According to the hint, after finding one partial fraction term, we subtract it from the original function. This allows us to work with the remaining, simpler expression to find the other terms. To subtract fractions, we must find a common denominator.

$$ \frac{1}{x^n (x - a)} - \frac{1}{a^n (x - a)} $$

The common denominator for these two fractions is $$ x^n a^n (x - a) $$. We rewrite each fraction with this common denominator.

$$ = \frac{a^n}{x^n a^n (x - a)} - \frac{x^n}{x^n a^n (x - a)} $$

Now that they have the same denominator, we can subtract the numerators.

$$ = \frac{a^n - x^n}{x^n a^n (x - a)} $$

**step3 Simplify the remaining expression using polynomial factorization**

We need to simplify the numerator, $$ a^n - x^n $$. There's a general pattern for factoring expressions like this. For example, $$ a^2 - x^2 = (a-x)(a+x) $$ and $$ a^3 - x^3 = (a-x)(a^2+ax+x^2) $$. In general, for any positive integer $$ n $$, the difference of two powers can be factored as:

$$ a^n - x^n = (a - x)(a^{n-1} + a^{n-2}x + a^{n-3}x^2 + \dots + ax^{n-2} + x^{n-1}) $$

We can also write this as $$ a^n - x^n = -(x - a)(a^{n-1} + a^{n-2}x + \dots + ax^{n-2} + x^{n-1}) $$.
Substitute this into our expression from the previous step:

$$ = \frac{-(x - a)(a^{n-1} + a^{n-2}x + \dots + ax^{n-2} + x^{n-1})}{x^n a^n (x - a)} $$

Since we are assuming $$ x \neq a $$ (as this would make the original denominator zero), we can cancel out the common factor $$ (x - a) $$ from the numerator and the denominator.

$$ = \frac{-(a^{n-1} + a^{n-2}x + \dots + ax^{n-2} + x^{n-1})}{x^n a^n} $$

Now, we can distribute the denominator to each term in the numerator. Remember the negative sign applies to the whole expression.
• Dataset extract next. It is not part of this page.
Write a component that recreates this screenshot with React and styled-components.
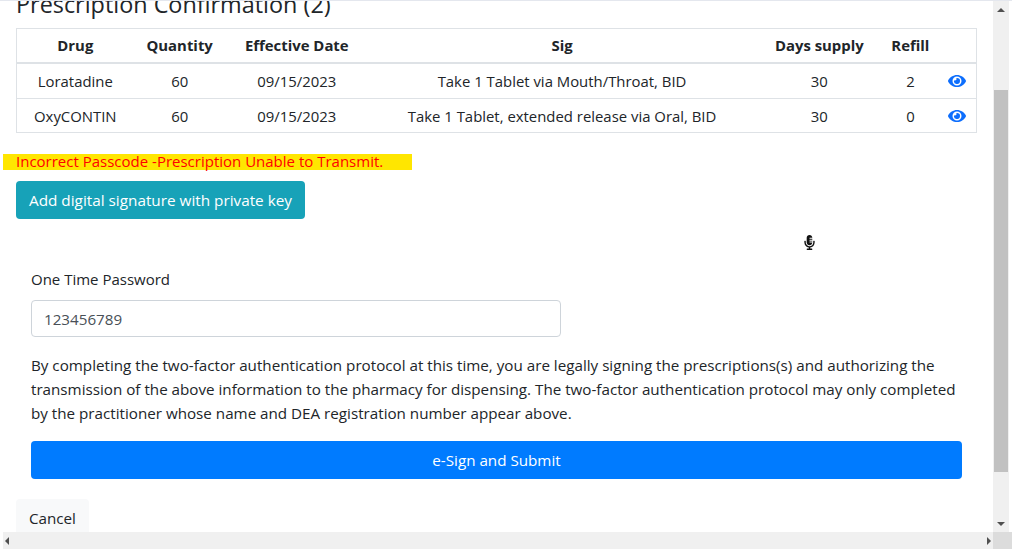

$$ = -\left( \frac{a^{n-1}}{a^n x^n} + \frac{a^{n-2}x}{a^n x^n} + \frac{a^{n-3}x^2}{a^n x^n} + \dots + \frac{ax^{n-2}}{a^n x^n} + \frac{x^{n-1}}{a^n x^n} \right) $$

Simplify each term by canceling out common powers of $$ a $$ and $$ x $$:

$$ = -\left( \frac{1}{a x^n} + \frac{1}{a^2 x^{n-1}} + \frac{1}{a^3 x^{n-2}} + \dots + \frac{1}{a^{n-1} x^2} + \frac{1}{a^n x} \right) $$

This represents all the partial fraction terms that have powers of $$ x $$ in their denominators.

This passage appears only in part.